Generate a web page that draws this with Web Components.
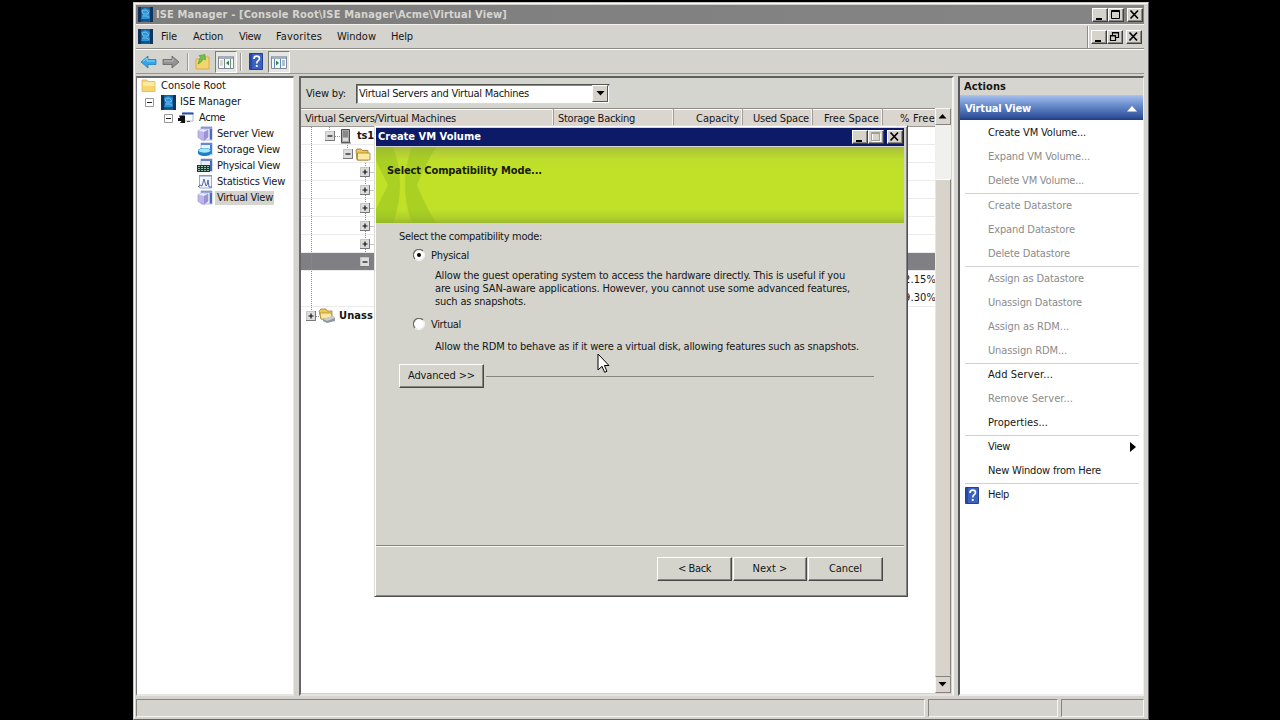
<!DOCTYPE html>
<html lang="en">
<head>
<meta charset="utf-8">
<title>ISE Manager</title>
<style>
html,body{margin:0;background:#000;height:720px;overflow:hidden}
body{font:11px/14px "DejaVu Sans Condensed","DejaVu Sans",sans-serif;font-stretch:condensed;color:#161616;padding-left:133px;box-sizing:border-box;width:1280px}
</style>
</head>
<body>
<ise-window></ise-window>
<script>
const css = s => `<style>:host,*{box-sizing:border-box}${s}</style>`;
const define = (name, html, after) => customElements.define(name, class extends HTMLElement {
  connectedCallback() {
    if (this.shadowRoot) return;
    const root = this.attachShadow({mode: 'open'});
    root.innerHTML = typeof html === 'function' ? html(this) : html;
    if (after) after(this, root);
  }
});
const fit = (text, w, style = '') => `<fit-text w="${w}" style="${style}">${text}</fit-text>`;
const icon = (name, style = '') => `<ui-icon name="${name}" style="${style}"></ui-icon>`;

/* Single line of text whose letter spacing is tuned to a given width */
define('fit-text', css(':host{display:block;flex:none;white-space:pre;height:14px;line-height:14px}span{display:inline-block}') + '<span><slot></slot></span>', (el, root) => {
  const w = +el.getAttribute('w'), span = root.querySelector('span');
  el.style.width = w + 'px';
  const natural = span.getBoundingClientRect().width;
  const n = el.textContent.length;
  if (natural) span.style.letterSpacing = ((w - natural) / n).toFixed(3) + 'px';
});

const cube = `<path d="M4 1h11v13H4z" fill="#e9edfb" stroke="#a9b3dc" stroke-width=".8"/><path d="M4 .800h11v2H4z" fill="#8797d6"/><path d="M12.700 3h2.300v10.500h-2.300z" fill="#4f69bd"/><path d="M1 4.500 5 3l6 1v7l-4 3.500-6-3z" fill="#bcb6ea" stroke="#9b94d0" stroke-width=".6"/><path d="M1 4.500 5 3l6 1-4 2z" fill="#ebe9fc"/><path d="M7 6l4-2v7l-4 3.500z" fill="#9b92d4"/>`;
const ise = `<path d="M0 0h15v15H0z" fill="#17609c"/><path d="M0 0h3v15H0zM12 0h3v15h-3z" fill="#0d3560"/><path d="M3 3l4-2 5 2-1 4 1 4-4 3-5-2 2-4z" fill="#2b93d6"/><path d="M4 4l4-1 3 3-2 1-4 0zM4 9h5l2 1.500" fill="none" stroke="#7cc4ee" stroke-width=".8"/><path d="M3 13h8" stroke="#0a4880" stroke-width="1.500"/>`;
const folder = `<path d="M1 2h5l1 1.500h7v10H1z" fill="#f6d66c" stroke="#dcb85c" stroke-width=".8"/><path d="M2 4h11.500v4H2z" fill="#fceaa4"/>`;
const icons = {
  ise: [15, 15, ise],
  folder: [16, 16, folder],
  site: [16, 16, `<path d="M5 3h10v8H5z" fill="#fff" stroke="#b4bac6"/><path d="M4 2.500h11.500v2H4z" fill="#2451b5"/><path d="M1 5.500h6V13H2l1.500-2H0V8h2z" fill="#111"/><path d="M9 11.500h3" stroke="#555"/>`],
  cube: [16, 16, cube],
  storage: [16, 16, `<path d="M4 1h11v12H4z" fill="#eef4ff" stroke="#9fb2de" stroke-width=".8"/><path d="M4 1h11v2H4z" fill="#6288da"/><path d="M13 3h2v9h-2z" fill="#4b79d5"/><path d="M1 8.500c0-3.500 13-3.500 13 0v2.500c0 4-13 4-13 0z" fill="#1683ca"/><ellipse cx="7.500" cy="8.500" rx="6" ry="2.200" fill="#a6e7fa"/>`],
  physical: [16, 16, `<path d="M4 1h11v12H4z" fill="#e9edfb" stroke="#9aa6d0" stroke-width=".8"/><path d="M4 1h11v2H4z" fill="#6a82c8"/><path d="M13 3h2v10h-2z" fill="#4967b4"/><path d="M0 7h13v7H0z" fill="#23362f"/><path d="M1 8.500h11M1 10.500h11M1 12.500h11" stroke="#8fbfa8" stroke-dasharray="2 1"/>`],
  stats: [16, 16, `<path d="M2.500 1.500h12v12.500h-12z" fill="#f4f6ff" stroke="#9daad0"/><path d="M2 1h13v1.500H2z" fill="#8297d2"/><path d="M1 13l2-2 2 1 2-7 2 7 1-1 1-5 1 7h3" fill="none" stroke="#5a68a0"/>`],
  back: [17, 14, `<path d="M1 7l7-6v3.500h8v5H8V13z" fill="#34a5e7" stroke="#2380be" stroke-width=".8"/><path d="M3 6.500l4-3.500v3h8" fill="none" stroke="#88d6fa"/>`],
  forward: [18, 14, `<path d="M17 7l-7-6v3.500H1v5h9V13z" fill="#939393" stroke="#626262" stroke-width=".8"/><path d="M2 6h9V3.500" fill="none" stroke="#bbb"/>`],
  up: [16, 17, `<path d="M1 6h5l1-2h7v12H1z" fill="#f3d56f" stroke="#cfa443" stroke-width=".8"/><path d="M4 2.500l6-1 .500 5.500-1.700-1C7 7 7 9.500 3 11c1-3 1-5 2.500-6.500z" fill="#74bf48" stroke="#3f8e29" stroke-width=".5"/>`],
  paneL: [16, 15, `<path d="M.5 2.500h15v12H.5z" fill="#f8f8f8" stroke="#808992"/><path d="M1 2h14v3H1z" fill="#a4aeb8"/><path d="M2 7h3M2 9h3M2 11h3" stroke="#b0b8bf"/><path d="M6.500 5v9M12.500 5v9" stroke="#78848f"/><path d="M11 6.500v5L8 9z" fill="#258b40"/>`],
  paneR: [16, 15, `<path d="M.5 2.500h15v12H.5z" fill="#f8f8f8" stroke="#808992"/><path d="M1 2h14v3H1z" fill="#a4aeb8"/><path d="M9.500 5v9M3.500 5v9M11 7h3M11 9h3M11 11h3" stroke="#6089b8"/><path d="M5 6.500v5L8 9z" fill="#258b40"/>`],
  help: [14, 17, `<path d="M.5.500h13v16H.5z" fill="#3a61c2" stroke="#22418f"/><path d="M1 1h2v15H1z" fill="#264a9f"/><path d="M5 6c0-4 5.500-3.500 5.500-.5C10.500 8 7.700 7.500 7.700 10.500" fill="none" stroke="#fff" stroke-width="1.600"/><path d="M6.800 12h1.900v1.900H6.800z" fill="#fff"/>`],
  server: [11, 15, `<path d="M1.500.5h8v13h-8z" fill="#ababab" stroke="#4c4c4c"/><path d="M3 3h5M3 5h5M3 7h5" stroke="#666"/><path d="M3 9h5v3H3z" fill="#ddd"/><path d="M1 14h10" stroke="#666"/>`],
  openfolder: [16, 13, `<path d="M1 2.500L2 1h4l1.500 1.500H13V12H2z" fill="#f0c753" stroke="#96762e" stroke-width=".8"/><path d="M2.500 12V5H15v7z" fill="#fdeaa0" stroke="#a2812f" stroke-width=".8"/>`],
  unassigned: [17, 16, `<path d="M1 3l2-2h5l1 2h5v8H3z" fill="#f0c753" stroke="#a58333" stroke-width=".8"/><path d="M3 11L2 5h11l2 6z" fill="#fdeaa0" stroke="#a58333" stroke-width=".7"/><path d="M5 11l10-3 2 2v3l-8 2-4-2z" fill="#8f969b"/><path d="M5 11l10-3 2 2-8 3z" fill="#c7cdcf"/>`],
  min: [15, 14, '<path d="M4 10h6v2H4z" fill="#000"/>'],
  max: [15, 14, '<path d="M3.500 2.500h8v8h-8zM3 3.500h9" fill="none" stroke="#000"/>'],
  maxoff: [15, 14, '<path d="M4.500 3.500h8v8h-8z" fill="none" stroke="#fff"/><path d="M3.500 2.500h8v8h-8zM3 3.500h9" fill="none" stroke="#a19f98"/>'],
  restore: [15, 14, '<path d="M5.500 5V2.500h6v5H9M5 3h7M3.500 5.500h5v5h-5zM3 6h6" fill="none" stroke="#000" stroke-width="1.200"/>'],
  close: [15, 14, '<path d="M3.500 2.500l7.500 8M11 2.500l-7.500 8" stroke="#000" stroke-width="1.700"/>'],
  plus: [10, 10, '<path d="M.5.500h9v9h-9z" fill="#ddd" stroke="#c5c5c5"/><path d="M9.500 0v9.500H0" fill="none" stroke="#777"/><path d="M2.500 5h5M5 2.500v5" stroke="#111" stroke-width="1.200"/>'],
  minus: [10, 10, '<path d="M.5.500h9v9h-9z" fill="#ddd" stroke="#c5c5c5"/><path d="M9.500 0v9.500H0" fill="none" stroke="#777"/><path d="M2.500 5h5" stroke="#111" stroke-width="1.200"/>'],
  collapse: [9, 9, '<path d="M.5.500h8v8h-8z" fill="#fff" stroke="#989898"/><path d="M2 4.500h5" stroke="#222"/>'],
  arrowUp: [15, 15, '<path d="M7.500 5L11.500 9.500h-8z" fill="#000"/>'],
  arrowDown: [15, 15, '<path d="M7.500 9.500L11.500 5h-8z" fill="#000"/>'],
  whiteUp: [10, 6, '<path d="M5 0l5 5.500H0z" fill="#fff"/>'],
  right: [6, 10, '<path d="M0 0l6 5-6 5z" fill="#000"/>'],
  cursor: [13, 21, '<path d="M1 1v16l4-3.700 2.600 6 2.300-1-2.500-5.800H12z" fill="#fff" stroke="#000"/>']
};
define('ui-icon', el => {
  const [w, h, body] = icons[el.getAttribute('name')];
  return css(`:host{display:block;flex:none;width:${w}px;height:${h}px}svg{display:block}`) + `<svg width="${w}" height="${h}" viewBox="0 0 ${w} ${h}">${body}</svg>`;
});

define('caption-button', el => css(`:host{display:block;flex:none;width:16px;height:14px;background:#d6d3ca;border:1px solid;border-color:#fff #404040 #404040 #fff;box-shadow:inset -1px -1px #8c8c86;overflow:hidden}ui-icon{margin:-1px}`) + icon(el.getAttribute('glyph')));
define('push-button', css(`:host{display:flex;flex:none;align-items:center;justify-content:center;height:24px;background:#d4d4cc;border:1px solid;border-color:#fff #484848 #484848 #fff;box-shadow:inset -1px -1px #85857f}`) + '<slot></slot>');

define('title-bar', css(`:host{display:flex;height:19px;align-items:center;background:linear-gradient(90deg,#7d7d7d,#858585);padding:0 1px 0 2px;color:#d7d5cf;font-weight:bold}.g{flex:1}`) +
  icon('ise', 'margin-right:3px') + fit('ISE Manager - [Console Root\\ISE Manager\\Acme\\Virtual View]', 351) +
  '<i class="g"></i><caption-button glyph="min"></caption-button><caption-button glyph="max"></caption-button><caption-button glyph="close" style="margin-left:3px"></caption-button>');

define('menu-bar', css(`:host{display:flex;height:25px;align-items:center;border-bottom:1px solid #8d8d88;border-top:1px solid #f4f3ee;padding:0 2px 0 2px}.g{flex:1}.s{width:2px;height:22px;border-left:1px solid #8d8d88;border-right:1px solid #fff;margin-right:2px}`) +
  icon('ise') + [['File',16,8],['Action',30,16],['View',22,16],['Favorites',46,15],['Window',39,15],['Help',22,15]].map(([t,w,m]) => fit(t, w, `margin-left:${m}px`)).join('') +
  '<i class="g"></i><i class="s"></i><caption-button glyph="min"></caption-button><caption-button glyph="restore"></caption-button><caption-button glyph="close" style="margin-left:3px"></caption-button>');

define('tool-bar', css(`:host{display:flex;height:25px;align-items:center;border-top:1px solid #fff;border-bottom:1px solid #96968f;padding-left:4px}.s{width:2px;height:18px;border-left:1px solid #9a9a95;border-right:1px solid #f5f5f5}.b{width:22px;height:22px;display:grid;place-items:center;background:#e6e6e3;border:1px solid;border-color:#7b7b77 #fff #fff #7b7b77}`) +
  icon('back') + icon('forward', 'margin-left:5px') + '<i class="s" style="margin:0 6px 0 7px"></i>' + icon('up') +
  `<div class="b" style="margin-left:4px">${icon('paneL')}</div><i class="s" style="margin:0 7px 0 3px"></i>` + icon('help') +
  `<div class="b" style="margin-left:5px">${icon('paneR')}</div>`);

define('console-tree', css(`:host{display:block;background:#fff;border:2px solid;border-color:#6a6a68 #e6e6e2 #e6e6e2 #76767a;border-right-width:1px;border-left-width:1px}.r{display:flex;align-items:center;height:16px}ui-icon{margin-right:4px}.sel{background:#d5d4cf;padding:0 1px 0 2px;margin-left:-2px}`) +
  `<div class="r" style="padding-left:4px">${icon('folder')}${fit('Console Root', 65)}</div>
   <div class="r" style="padding-left:8px">${icon('collapse','margin-right:7px')}${icon('ise')}${fit('ISE Manager', 61)}</div>
   <div class="r" style="padding-left:27px">${icon('collapse','margin-right:5px')}${icon('site','margin-right:5px')}${fit('Acme', 26)}</div>` +
  [['cube','Server View',57],['storage','Storage View',63],['physical','Physical View',63],['stats','Statistics View',68],['cube','Virtual View',56]].map(([i,t,w],k) =>
    `<div class="r" style="padding-left:60px">${icon(i)}<div class="${k===4?'sel':''}">${fit(t,w)}</div></div>`).join(''));

define('combo-box', css(`:host{display:flex;width:254px;height:20px;background:#fff;border:1px solid;border-color:#55554f #d9d9d4 #d9d9d4 #55554f;box-shadow:inset 1px 1px #8b8b85;align-items:center;padding:1px 1px 1px 2px}.g{flex:1}.b{width:16px;height:17px;background:#d6d3cc;border:1px solid;border-color:#fff #555 #555 #fff;overflow:hidden}`) +
  fit('Virtual Servers and Virtual Machines', 170) + `<i class="g"></i><div class="b">${icon('arrowDown')}</div>`);

define('grid-header', css(`:host{display:flex;height:19px;background:#dad5ce;border-top:1px solid #8f8f89;border-bottom:1px solid #9b9b95;box-shadow:inset 0 1px #fff}.c{display:flex;align-items:center;border-right:1px solid #a09d97;box-shadow:inset -1px 0 #f5f2ec;padding:3px 3px 0 4px;overflow:hidden}.n{justify-content:flex-end}`) +
  [['Virtual Servers/Virtual Machines',151,253,''],['Storage Backing',77,120,''],['Capacity',43,69,'n'],['Used Space',56,70,'n'],['Free Space',55,70,'n'],['% Free',35,52,'n']].map(([t,w,cw,c],i) =>
    `<div class="c ${c}" style="width:${cw}px;${i===5?'border:0;box-shadow:none;padding-right:0':''}">${fit(t,w)}</div>`).join(''));

/* Rows of the server tree; indent lines are drawn as dotted guides */
const guide = (x, y1, y2, h) => `<path d="M${x}.5 ${y1}V${y2}${h ? `M${x}.5 9.500H${h}` : ''}"/>`;
const rows = [
  {l: guide(10,0,18)+guide(28,0,4)+'<path d="M34 9.500h6"/>', p: 24, h: icon('minus')+icon('server','margin-left:5px')+fit('ts1',17,'margin-left:6px;font-weight:bold')},
  {l: guide(10,0,18)+guide(46,0,4), p: 42, h: icon('minus')+icon('openfolder','margin-left:2px')},
  ...Array(5).fill({l: guide(10,0,18)+guide(64,0,18,74), p: 59, h: icon('plus')}),
  {sel: 1, l: guide(10,0,18)+guide(64,0,18), p: 59, h: icon('minus')},
  {l: guide(10,0,18), v: '2.15%'},
  {l: guide(10,0,18), v: '9.30%'},
  {l: guide(10,0,5)+'<path d="M15 9.500h4"/>', p: 5, h: icon('plus')+icon('unassigned','margin-left:2px')+fit('Unass',34,'margin-left:4px;font-weight:bold')}
];
define('server-list', css(`:host{display:block;background:#fff;overflow:hidden}.r{display:grid;height:18px;border-bottom:1px solid #ebebeb;align-items:center}.r>*{grid-area:1/1}.sel{background:#7f7f84}.h{display:flex;align-items:center;position:relative}svg{stroke:#8d8d8d;stroke-dasharray:1 1;fill:none}.v{justify-self:end;margin-right:-1px}.none{border-color:#fff}`) +
  rows.map((r,i) => `<div class="r ${r.sel?'sel':''} ${r.v==='2.15%'||i===10?'none':''}"><svg width="80" height="18">${r.l}</svg><div class="h" style="padding-left:${r.p||0}px">${r.h||''}</div>${r.v?`<div class="v">${fit(r.v,32)}</div>`:''}</div>`).join(''));

define('scroll-bar', css(`:host{display:flex;flex-direction:column;width:16px;background:#f0f0ee}.b{height:17px;background:#d9d5ce;border:1px solid;border-color:#f7f7f7 #85827c #85827c #f7f7f7;overflow:hidden}.b.d{border-top-color:#85827c}.t{margin-top:54px;flex:1;background:#d8d4cc;border:1px solid;border-color:#fff #85827c #d8d4cc #e9e6e0}`) +
  `<div class="b">${icon('arrowUp','margin-left:-1px')}</div><div class="t"></div><div class="b d">${icon('arrowDown','margin-left:-1px')}</div>`);

define('virtual-view', css(`:host{display:flex;flex-direction:column;border:2px solid;border-color:#5f5f5f #f4f4f2 #e3e3df #66666a;background:#d5d5cf}.v{display:flex;align-items:center;height:30px;padding:1px 0 0 5px}.m{display:flex;flex:1;background:#fff;margin:0 1px 1px 0}.l{flex:1;min-width:0}`) +
  `<div class="v">${fit('View by:',40,'margin-right:10px')}<combo-box></combo-box></div><div class="m"><div class="l"><grid-header></grid-header><server-list></server-list></div><scroll-bar></scroll-bar></div>`);

define('actions-pane', css(`:host{display:block;background:#fff;border:2px solid;border-color:#5f5f5f #eee #eee #56565a;border-right-width:1px}.t{height:18px;background:#d6d5cf;padding:2px 0 0 4px;font-weight:bold;border-bottom:1px solid #c0c0bc}.h{height:24px;display:flex;align-items:center;justify-content:space-between;padding:1px 6px 0 5px;margin-bottom:1px;color:#fff;font-weight:bold;background:linear-gradient(#a3bdec,#6d90cf 35%,#3a5ca6 80%,#243f83)}.r{height:24px;display:flex;align-items:center;padding:0 8px 0 28px}.q{padding-left:5px}.d{color:#8b8b8b}.s{height:1px;background:#d2d2d2;margin:0 4px 0 5px}.o{margin-bottom:-1px}.g{flex:1}`) +
  `<div class="t">${fit('Actions',42)}</div><div class="h">${fit('Virtual View',66)}${icon('whiteUp')}</div>` +
  [['Create VM Volume...',98],['Expand VM Volume...',102,1],['Delete VM Volume...',96,1],0,['Create Datastore',84,1],['Expand Datastore',87,1],['Delete Datastore',82,1],0,['Assign as Datastore',96,1],['Unassign Datastore',94,1],['Assign as RDM...',81,1],['Unassign RDM...',79,1],1,['Add Server...',65],['Remove Server...',85,1],['Properties...',60],1,['View',22],['New Window from Here',113],1,['Help',21]].map(r =>
    !Array.isArray(r) ? `<div class="s ${r?'o':''}"></div>` : `<div class="r ${r[2]?'d':''} ${r[0]==='Help'?'q':''}">${r[0]==='Help'?icon('help','margin-right:9px'):''}${fit(r[0],r[1])}${r[0]==='View'?'<i class="g"></i>'+icon('right','margin-right:-1px'):''}</div>`).join(''));

define('status-bar', css(`:host{display:flex;gap:3px;height:18px}i{border:1px solid;border-color:#85857f #f5f5f2 #f5f5f2 #85857f;background:#d4d3ce}`) +
  '<i style="flex:1"></i><i style="width:130px"></i><i style="width:83px"></i>');

define('wizard-banner', css(`:host{display:grid;height:76px;background:linear-gradient(#a6b93d,#aec936 5%,#bddd2c 16%,#c0e128 30%,#c0e128 82%,#afd02b 93%,#9dba2d)}:host>*{grid-area:1/1}svg{display:block;grid-area:1/1}fit-text{grid-area:1/1;margin:17px 0 0 11px;font-weight:bold;color:#171c08;position:relative}`) +
  `<svg width="100" height="76"><g fill="#8ab91f" opacity=".4"><path d="M0 0H17Q24 18 24 38Q24 58 17 76H0V62L12 38 0 14z"/><path d="M36 0H60Q50 16 41 38Q50 60 60 76H36Q29 58 29 38Q29 18 36 0z"/></g></svg>` + fit('Select Compatibility Mode...', 155));

define('radio-button', el => css(`:host{display:block;width:12px;height:12px;flex:none}svg{display:block}`) +
  `<svg width="12" height="12"><circle cx="6" cy="6" r="5" fill="#fff"/><path d="M2 10A5.500 5.500 0 0 1 10 2" fill="none" stroke="#696965" stroke-width="1.200"/><path d="M10 2A5.500 5.500 0 0 1 2 10" fill="none" stroke="#f4f4f0"/>${el.hasAttribute('checked')?'<circle cx="6" cy="6" r="2" fill="#000"/>':''}</svg>`);

define('wizard-dialog', css(`:host{display:flex;flex-direction:column;width:534px;height:472px;background:#d4d4cc;border:1px solid;border-color:#dcdcd6 #4d4d50 #4d4d50 #dcdcd6;box-shadow:inset 1px 1px #fff,inset -1px -1px #85858a;padding:2px 3px 2px 1px}.t{height:18px;background:#0c1a67;color:#fff;font-weight:bold;display:flex;align-items:center;padding:0 1px 0 2px}.g{flex:1}wizard-banner{margin-top:1px}.b{flex:1;padding:7px 30px 0 23px}.r{display:flex;align-items:center;height:14px;padding-left:14px}.r fit-text{margin:2px 0 0 6px}.p{padding-left:36px}.p fit-text{height:13px;line-height:13px}.a{display:flex;align-items:center;margin-top:11px}.a i{flex:1;height:1px;background:#85857f;margin-left:2px}.f{height:49px;border-top:1px solid #85857f;box-shadow:inset 0 1px #f6f6f1;display:flex;justify-content:flex-end;padding:11px 21px 0 0;gap:1px}`) +
  `<div class="t">${fit('Create VM Volume',103)}<i class="g"></i><caption-button glyph="min"></caption-button><caption-button glyph="maxoff"></caption-button><caption-button glyph="close" style="margin-left:3px"></caption-button></div>
  <wizard-banner></wizard-banner>
  <div class="b">${fit('Select the compatibility mode:',143)}
  <div class="r" style="margin-top:4px"><radio-button checked></radio-button>${fit('Physical',38)}</div>
  <div class="p" style="margin-top:7px">${fit('Allow the guest operating system to access the hardware directly. This is useful if you',410)}${fit('are using SAN-aware applications. However, you cannot use some advanced features,',415)}${fit('such as snapshots.',91)}</div>
  <div class="r" style="margin-top:9px"><radio-button></radio-button>${fit('Virtual',30)}</div>
  <div class="p" style="margin-top:9px">${fit('Allow the RDM to behave as if it were a virtual disk, allowing features such as snapshots.',424)}</div>
  <div class="a"><push-button style="width:85px">${fit('Advanced &gt;&gt;',67)}</push-button><i></i></div></div>
  <div class="f"><push-button style="width:75px">${fit('&lt; Back',33)}</push-button><push-button style="width:74px">${fit('Next &gt;',35)}</push-button><push-button style="width:75px">${fit('Cancel',33)}</push-button></div>`);

define('ise-window', css(`:host{display:flex;flex-direction:column;position:relative;width:1016px;height:718px;margin-top:2px;background:#d5d3ce;border:1px solid;border-color:#c9c7c2 #64646a #64646a #c9c7c2;box-shadow:inset 1px 1px #f7f7f3;padding:2px 4px 2px 2px}.m{display:grid;grid-template-columns:163px 659px 186px;height:620px;margin:2px 0 3px}console-tree{margin-right:5px}virtual-view{margin-right:4px}wizard-dialog{position:absolute;left:240px;top:122px}.cur{position:absolute;left:463px;top:350px}`) +
  `<title-bar></title-bar><menu-bar></menu-bar><tool-bar></tool-bar><div class="m"><console-tree></console-tree><virtual-view></virtual-view><actions-pane></actions-pane></div><status-bar></status-bar><wizard-dialog></wizard-dialog><ui-icon name="cursor" class="cur"></ui-icon>`);
</script>
</body>
</html>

——————

- Task
Quote, exactly and only, the lines from the first line of the data above through the line containing "const icon = (name, style". The pictures do not belong in it.

- Written answer
Generate a web page that draws this with Web Components.
<!DOCTYPE html>
<html lang="en">
<head>
<meta charset="utf-8">
<title>ISE Manager</title>
<style>
html,body{margin:0;background:#000;height:720px;overflow:hidden}
body{font:11px/14px "DejaVu Sans Condensed","DejaVu Sans",sans-serif;font-stretch:condensed;color:#161616;padding-left:133px;box-sizing:border-box;width:1280px}
</style>
</head>
<body>
<ise-window></ise-window>
<script>
const css = s => `<style>:host,*{box-sizing:border-box}${s}</style>`;
const define = (name, html, after) => customElements.define(name, class extends HTMLElement {
  connectedCallback() {
    if (this.shadowRoot) return;
    const root = this.attachShadow({mode: 'open'});
    root.innerHTML = typeof html === 'function' ? html(this) : html;
    if (after) after(this, root);
  }
});
const fit = (text, w, style = '') => `<fit-text w="${w}" style="${style}">${text}</fit-text>`;
const icon = (name, style = '') => `<ui-icon name="${name}" style="${style}"></ui-icon>`;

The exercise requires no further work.